Fri June 23, 2006 - Southeast Edition
Jeff Cronin



Marv Adkins knows raw talent when he sees it.

The personality shines. The excitement is apparent.

But that alone will not make for a successful career as a construction equipment salesman.

Over the last 10 years, it’s been Adkins’ primary responsibility to help salespeople at Case learn the tricks of the trade and transform into successes. And he’s been the right person to learn from.

Adkins, who has been employed by Case since 1970, has seen construction equipment sales evolve from an industry in which personal relationships were king to a marketplace in which the customers know just about as much about the equipment as the salesman.

But now, Case salesmen have to look elsewhere for advice. Adkins has retired.

Adkins was exposed to equipment early in life on his family’s North Carolina peanut farm. While he worked mostly with peanut threshers and tractors, he said that lifestyle created the groundwork for the career in which he would spend his professional life.

After earning an economics degree from North Carolina State University and a stint in the U.S. Marine Corps, Adkins joined Case in 1970 as the district manager for Virginia, West Virginia and eastern Tennessee.

Adkins describes the equipment world of 36 years ago as “a very tough industry.” A salesman had to clock long hours and spend a lot of personal time with customers to ensure a sale.

“It was almost like you lived with them,” he said.

But once the chasm between potential customer and salesman was sealed, a lifetime relationship usually began.

“They were loyal and a friend for life,” Adkins said. “I still see people who I’ve dealt with for many years and we still talk about the old times.”

From there, he experienced a whirlwind of job titles and home offices. He was marketing and sales promotion manager for a handful of northeast states from the Syracuse, NY, office; field sales manager out of Indianapolis; and area sales manager out of Charlotte.

And that was just the first decade.

A string of promotions took him to Atlanta, but he eventually found his way back to Charlotte and his current position.

Adkins said most of the people who make purchasing decisions at contractors today aren’t the ones who are out in the field operating machines.

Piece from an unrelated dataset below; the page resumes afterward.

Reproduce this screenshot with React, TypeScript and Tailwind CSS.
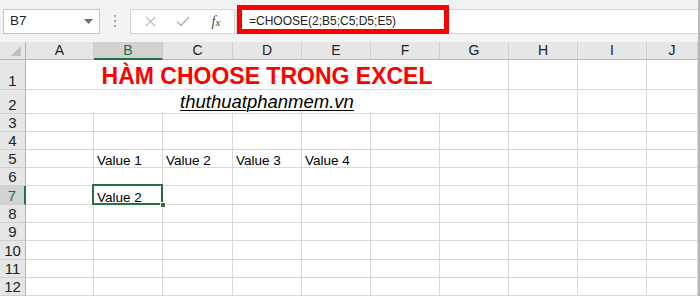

Their days are kept busy ensuring progress in an industry wrought with strict laws and regulations.

But they’re also spending more time on the Internet, thoroughly researching all of their equipment options and come to a meeting with a salesman with a strong awareness of what’s in the marketplace.

Company owners and equipment managers, Adkins said, usually have a very good idea about what they want and know the strengths and weaknesses of the machines.

In order to adapt to this new breed of customers, he said salesmen have had to change their major focus from product knowledge to providing solutions that satisfy the customers’ needs .

When going into a meeting, which is rarely held at the dealership anymore, a salesman must be committed to the brand, his company and the customer all at once.

“Most of all, you’ve got to sell the total package and convince them that this is the best that he can get,” Adkins said.

A successful salesman, he said, has to be totally committed to his work and must be confident with his skills.

And now, as Adkins looks forward to a lifestyle in which he’ll spend more time with fishing gear than excavators, he said he’ll miss aspects of the job — especially his interaction with the sales staff and “seeing the progression they make from raw talent to a professional salesperson.”

He estimates that he’s trained 1,000 sales personnel.

“It makes you feel good that, maybe, you contributed to their success,” he said. “Likewise, there are numerous men and women who have gone on to successful careers with our competitors, so I assume we added recognized employee value along the way.”